Meeting of the Minds
The court evaluated whether there was a "meeting of the minds" regarding the terms of the promissory notes, which is essential for contract formation. The Laessigs contended that there was no mutual assent due to a lack of negotiation over specific contract terms. However, the court found that Ronald Laessig had directed his attorney to create the promissory notes, specifying the amounts, interest rates, and default events. This demonstrated that Laessig had actively participated in the drafting process and had a clear understanding of the terms. The court noted that the presumption is that parties do not enter into contracts lightly or carelessly, and Laessig’s involvement in the creation of the notes indicated that he was aware of the terms. Consequently, the court concluded that there was a sufficient meeting of the minds, which established the validity of the promissory notes.

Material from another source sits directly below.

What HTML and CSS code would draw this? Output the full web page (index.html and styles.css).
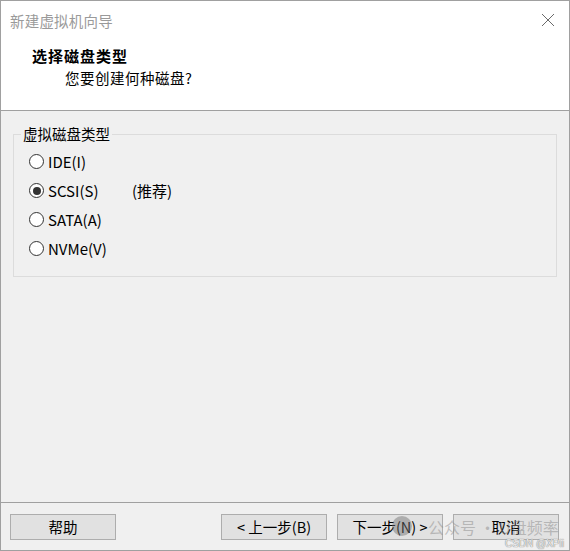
FILE: index.html
```html
<!DOCTYPE html>
<html lang="zh-CN">
<head>
<meta charset="utf-8">
<title>新建虚拟机向导</title>
<link rel="stylesheet" href="styles.css">
</head>
<body>
<div class="window">
  <div class="header">
    <div class="titlebar">
      <span class="title">新建虚拟机向导</span>
      <svg class="close" width="14" height="14" viewBox="0 0 14 14"><path d="M1 1 L13 13 M13 1 L1 13" stroke="#6a6a6a" stroke-width="1" fill="none"/></svg>
    </div>
    <div class="heading">选择磁盘类型</div>
    <div class="subheading">您要创建何种磁盘?</div>
  </div>
  <div class="content">
    <fieldset class="group">
      <legend class="legend">虚拟磁盘类型</legend>
      <div class="row"><span class="radio"></span><span class="label">IDE(I)</span></div>
      <div class="row"><span class="radio checked"></span><span class="label fixed">SCSI(S)</span><span class="label">(推荐)</span></div>
      <div class="row"><span class="radio"></span><span class="label">SATA(A)</span></div>
      <div class="row"><span class="radio"></span><span class="label">NVMe(V)</span></div>
    </fieldset>
  </div>
  <div class="footer">
    <div class="btn">帮助</div>
    <div class="right">
      <div class="btn">&lt; 上一步(B)</div>
      <div class="btn">下一步(N) &gt;</div>
      <div class="btn">取消</div>
    </div>
    <span class="wm-dot"></span>
    <span class="wm">公众号 · U盘频率</span>
    <span class="wm-csdn">CSDN @XPii</span>
  </div>
</div>
</body>
</html>
```
FILE: styles.css
```css
html, body {
  margin: 0;
  padding: 0;
  background: #f0f0f0;
}
body {
  font-family: "Noto Sans CJK SC", "Noto Sans", sans-serif;
  color: #000;
}
.window {
  width: 570px;
  height: 551px;
  box-sizing: border-box;
  border: 1px solid #a0a0a0;
  background: #f0f0f0;
  display: flex;
  flex-direction: column;
}
.header {
  height: 109px;
  background: #fff;
  border-bottom: 1px solid #a0a0a0;
  flex: none;
}
.titlebar {
  display: flex;
  align-items: center;
  justify-content: space-between;
  height: 36px;
  padding: 1px 14px 0 9px;
}
.title {
  font-size: 14.5px;
  color: #9a9a9a;
  letter-spacing: 0.2px;
}
.close {
  display: block;
}
.heading {
  margin-top: 8px;
  padding-left: 31px;
  font-size: 15px;
  font-weight: bold;
  line-height: 20px;
  letter-spacing: 1px;
}
.subheading {
  margin-top: 2px;
  padding-left: 64px;
  font-size: 14.5px;
  line-height: 20px;
  letter-spacing: 0.5px;
}
.content {
  flex: 1;
  padding: 13px 12px 0 12px;
}
.group {
  margin: 0;
  padding: 3px 0 13px 0;
  border: 1px solid #dcdcdc;
  min-width: 0;
}
.legend {
  margin-left: 7px;
  padding: 0 2px;
  font-size: 14.5px;
  line-height: 20px;
}
.row {
  display: flex;
  align-items: center;
  height: 29px;
  margin-left: 15px;
}
.radio {
  width: 15px;
  height: 15px;
  box-sizing: border-box;
  border: 1px solid #333;
  border-radius: 50%;
  background: #fff;
  display: flex;
  align-items: center;
  justify-content: center;
  flex: none;
}
.radio.checked::after {
  content: "";
  width: 8px;
  height: 8px;
  border-radius: 50%;
  background: #333;
}
.label {
  margin-left: 4px;
  font-size: 15px;
}
.label.fixed {
  width: 80px;
}
.footer {
  position: relative;
  flex: none;
  height: 47px;
  border-top: 1px solid #a0a0a0;
  display: flex;
  align-items: center;
  justify-content: space-between;
  padding: 0 10px 0 9px;
}
.right {
  display: flex;
  gap: 10px;
}
.btn {
  width: 106px;
  height: 26px;
  box-sizing: border-box;
  border: 1px solid #adadad;
  background: #e1e1e1;
  display: flex;
  align-items: center;
  justify-content: center;
  font-size: 14.5px;
}
.wm {
  position: absolute;
  left: 427px;
  top: 12px;
  font-size: 16px;
  color: rgba(140, 140, 140, 0.5);
  white-space: nowrap;
  pointer-events: none;
}
.wm-dot {
  position: absolute;
  left: 391px;
  top: 13px;
  width: 20px;
  height: 20px;
  border-radius: 50%;
  background: rgba(110, 110, 110, 0.45);
}
.wm-csdn {
  position: absolute;
  right: 5px;
  bottom: 1px;
  font-family: "Liberation Sans", sans-serif;
  font-size: 10px;
  color: rgba(240, 240, 240, 0.95);
  text-shadow: 0 0 1px #888, 0 0 1px #888;
}
```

Ambiguities in the Guaranty
The court considered the ambiguities present in the guaranty, particularly regarding the intended payee, which was identified as Catherine Marcucci's children as trustees under a deed of trust. The Laessigs argued that this designation meant they did not owe the debt to Marcucci directly. However, the court found that there was no evidence of a deed of trust, and Laessig himself testified that the purpose of the guaranty was to protect Marcucci. The court applied parol evidence to clarify the intent of the parties, concluding that Laessig intended for the guaranty and notes to benefit Marcucci directly. This interpretation resolved the ambiguity in favor of Marcucci, affirming that she was indeed the intended beneficiary of the guaranty. Thus, despite the confusing language, the court determined that the Laessigs’ obligations under the guaranty were enforceable directly to Marcucci.
Default and Liability
The court found that the Laessigs had defaulted on their obligations under the guaranty. According to the terms of the guaranty, an event of default occurs if the borrower fails to make payments when due or becomes insolvent. The evidence presented indicated that the Laessigs ceased making payments to Marcucci and had not fulfilled their obligations under the promissory notes. The court noted that the Laessigs had made regular interest payments until June 2007, at which point they stopped all payments, constituting a clear default. The court's findings emphasized that the Laessigs were aware of their obligations and failed to comply, thus they were found liable for the debt owed to Marcucci under the terms of the guaranty. As a result, the court entered judgment against the Laessigs, enforcing their obligation to repay the $1.2 million loan plus accrued interest.